Unfortunately, this beneficial student government iniatiative became a
bureaucratic quagmire. I was the sole student representative on the university
committee that had to ultimately decide the future of our email system and had
to go toe-to-toe with the university's ADA person (don't remember her title,
but that was her main job duty).

While I absolutely sympathize and recognize that email should be accessible to
all, this single feature became the one deciding factor between Google Apps
and Microsoft Live@Edu. The committee literally favored Google Apps on almost
every point of comparison (storage space, mobile access, attachment size, in-
line attachments, search, built-in IM), but Live@Edu won out because of its
accessibility features.

What were these fabled accessibility features, you ask? Just 2 main ones that
I remember: a "low-contrast" mostly-black-and-white version of the main client
and an antiquated static HTML version of Outlook Web Mail (which also happened
to be the primary client in every browser other than IE at the time). Of
course, the committee ignored the fact that Gmail also supported this type of
feature degradation by simply using an IMAP client.

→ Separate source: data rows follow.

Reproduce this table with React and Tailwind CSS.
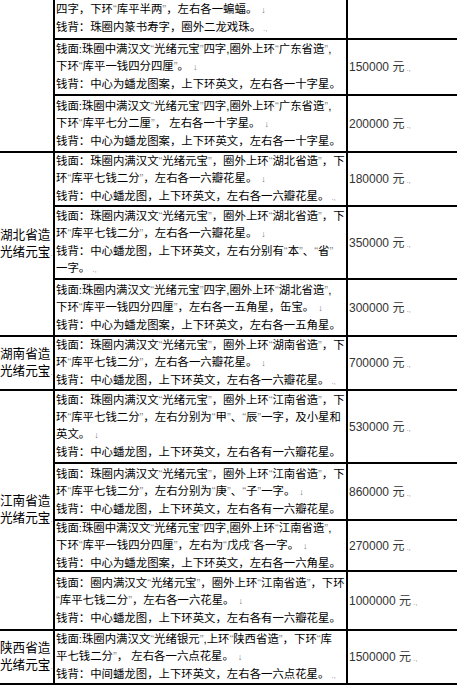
import React from 'react'

// “ ” quotes come out small and grey, ↓ is the word line-break mark, | is the cell-end mark
function Txt({ s }) {
  return s.split(/([“”↓|])/).map((p, i) => {
    if (p === '“' || p === '”') return <span key={i} className="text-[#8a8a8a]">{p}</span>
    if (p === '↓') return <span key={i} className="ml-[4px] text-[9px] text-[#777]">↓</span>
    if (p === '|') return <span key={i} className="ml-[2px] text-[8px] text-[#999]">.,</span>
    return p
  })
}

const groups = [
  {
    label: null,
    rows: [
      {
        h: 'h-[40px] border-b-2 border-black',
        align: 'justify-end pb-[1px]',
        lines: ['四字，下环“库平半两”，左右各一蝙蝠。↓', '钱背：珠圈内篆书寿字，圈外二龙戏珠。|'],
        price: '',
      },
      {
        h: 'h-[56px] border-b-2 border-black',
        lines: ['钱面:珠圈中满汉文“光绪元宝”四字,圈外上环“广东省造”,', '下环“库平一钱四分四厘”。↓', '钱背：中心为蟠龙图案，上下环英文，左右各一十字星。'],
        price: '150000 元',
      },
      {
        h: 'h-[55px]',
        lines: ['钱面:珠圈中满汉文“光绪元宝”四字,圈外上环“广东省造”,', '下环“库平七分二厘”， 左右各一十字星。↓', '钱背：中心为蟠龙图案，上下环英文，左右各一十字星。'],
        price: '200000 元',
      },
    ],
  },
  {
    label: ['湖北省造', '光绪元宝'],
    rows: [
      {
        h: 'h-[54px] border-b-2 border-black',
        lines: ['钱面：珠圈内满汉文“光绪元宝”，圈外上环“湖北省造”，下', '环“库平七钱二分”，左右各一六瓣花星。↓', '钱背：中心蟠龙图，上下环英文，左右各一六瓣花星。|'],
        price: '180000 元',
      },
      {
        h: 'h-[73px] border-b-2 border-black',
        lines: ['钱面：珠圈内满汉文“光绪元宝”，圈外上环“湖北省造”，下', '环“库平七钱二分”，左右各一六瓣花星。↓', '钱背：中心蟠龙图，上下环英文，左右分别有“本”、“省”', '一字。|'],
        price: '350000 元',
      },
      {
        h: 'h-[55px]',
        lines: ['钱面:珠圈内满汉文“光绪元宝”四字,圈外上环“湖北省造”,', '下环“库平一钱四分四厘”，左右各一五角星，缶宝。↓', '钱背：中心为蟠龙图案，上下环英文，左右各一五角星。'],
        price: '300000 元',
      },
    ],
  },
  {
    label: ['湖南省造', '光绪元宝'],
    rows: [
      {
        h: 'h-[52px]',
        lines: ['钱面：珠圈内满汉文“光绪元宝”，圈外上环“湖南省造”，下', '环“库平七钱二分”，左右各一六瓣花星。↓', '钱背：中心蟠龙图，上下环英文，左右各一六瓣花星。|'],
        price: '700000 元',
      },
    ],
  },
  {
    label: ['江南省造', '光绪元宝'],
    rows: [
      {
        h: 'h-[73px] border-b-2 border-black',
        lines: ['钱面：珠圈内满汉文“光绪元宝”，圈外上环“江南省造”，下', '环“库平七钱二分”，左右分别为“甲”、“辰”一字，及小星和', '英文。↓', '钱背：中心蟠龙图，上下环英文，左右各有一六瓣花星。'],
        price: '530000 元',
      },
      {
        h: 'h-[57px] border-b-2 border-black',
        lines: ['钱面：珠圈内满汉文“光绪元宝”，圈外上环“江南省造”，下', '环“库平七钱二分”，左右分别为“庚”、“子”一字。↓', '钱背：中心蟠龙图，上下环英文，左右各有一六瓣花星。'],
        price: '860000 元',
      },
      {
        h: 'h-[51px] border-b-2 border-black',
        lines: ['钱面:珠圈中满汉文“光绪元宝”四字,圈外上环“江南省造”,', '下环“库平一钱四分四厘”，左右为“戊戌”各一字。↓', '钱背：中心为蟠龙图案，上下环英文，左右各一六角星。'],
        price: '270000 元',
      },
      {
        h: 'h-[57px]',
        lines: ['钱面：圈内满汉文“光绪元宝”，圈外上环“江南省造”，下环', '“库平七钱二分”，左右各一六花星。↓', '钱背：中心蟠龙图，上下环英文，左右各有一六瓣花星。'],
        price: '1000000 元',
      },
    ],
  },
  {
    label: ['陕西省造', '光绪元宝'],
    rows: [
      {
        h: 'h-[52px]',
        lines: ['钱面:珠圈内满汉文“光绪银元”,上环“陕西省造”，下环“库', '平七钱二分”， 左右各一六点花星。↓', '钱背：中间蟠龙图，上下环英文，左右各一六点花星。|'],
        price: '1500000 元',
      },
    ],
  },
]

export default function App() {
  return (
    <div className="w-[457px] h-[686px] overflow-hidden bg-white text-black font-['Liberation_Sans','Noto_Sans_CJK_SC',sans-serif]">
      {groups.map((g, gi) => (
        <div key={gi} className="flex border-b-2 border-black">
          {/* province column */}
          <div className="w-[55px] shrink-0 border-r-2 border-black flex flex-col justify-center overflow-hidden whitespace-nowrap text-[12.6px] leading-[17px]">
            {g.label && (
              <>
                <div>{g.label[0]}</div>
                <div>
                  {g.label[1]}
                  <span className="text-[8px] text-[#999]">.</span>
                </div>
              </>
            )}
          </div>

          <div className="flex-1 flex flex-col">
            {g.rows.map((r, ri) => (
              <div key={ri} className={`flex ${r.h}`}>
                <div className={`w-[293px] shrink-0 border-r-2 border-black flex flex-col overflow-hidden whitespace-nowrap pl-[1px] text-[11.4px] leading-[17px] ${r.align || 'justify-center'}`}>
                  {r.lines.map((l, li) => (
                    <div key={li}>
                      <Txt s={l} />
                    </div>
                  ))}
                </div>
                <div className="flex-1 flex items-center pl-[1px] text-[12px] text-[#333]">
                  {r.price && (
                    <span>
                      {r.price}
                      <span className="ml-[2px] text-[8px] text-[#999]">.,</span>
                    </span>
                  )}
                </div>
              </div>
            ))}
          </div>
        </div>
      ))}
    </div>
  )
}
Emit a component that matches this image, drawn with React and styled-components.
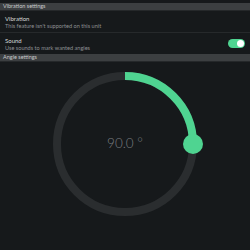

The fact of the matter was that both Google Apps and Microsoft Live@Edu
would've been an improvement over the university's old email system (which
apparently was accessible enough for more than a decade), but the students'
overwhelming preference (90%+), Google Apps, was vetoed because it wasn't "as
good" as Microsoft Live@Edu on the accessibility front.

Going back to the OP, I wonder if NYU and Northwestern are in the same
situation. Is Google Apps still an improvement over whatever they're currently
running or is this more of a Microsoft v. Google proxy war?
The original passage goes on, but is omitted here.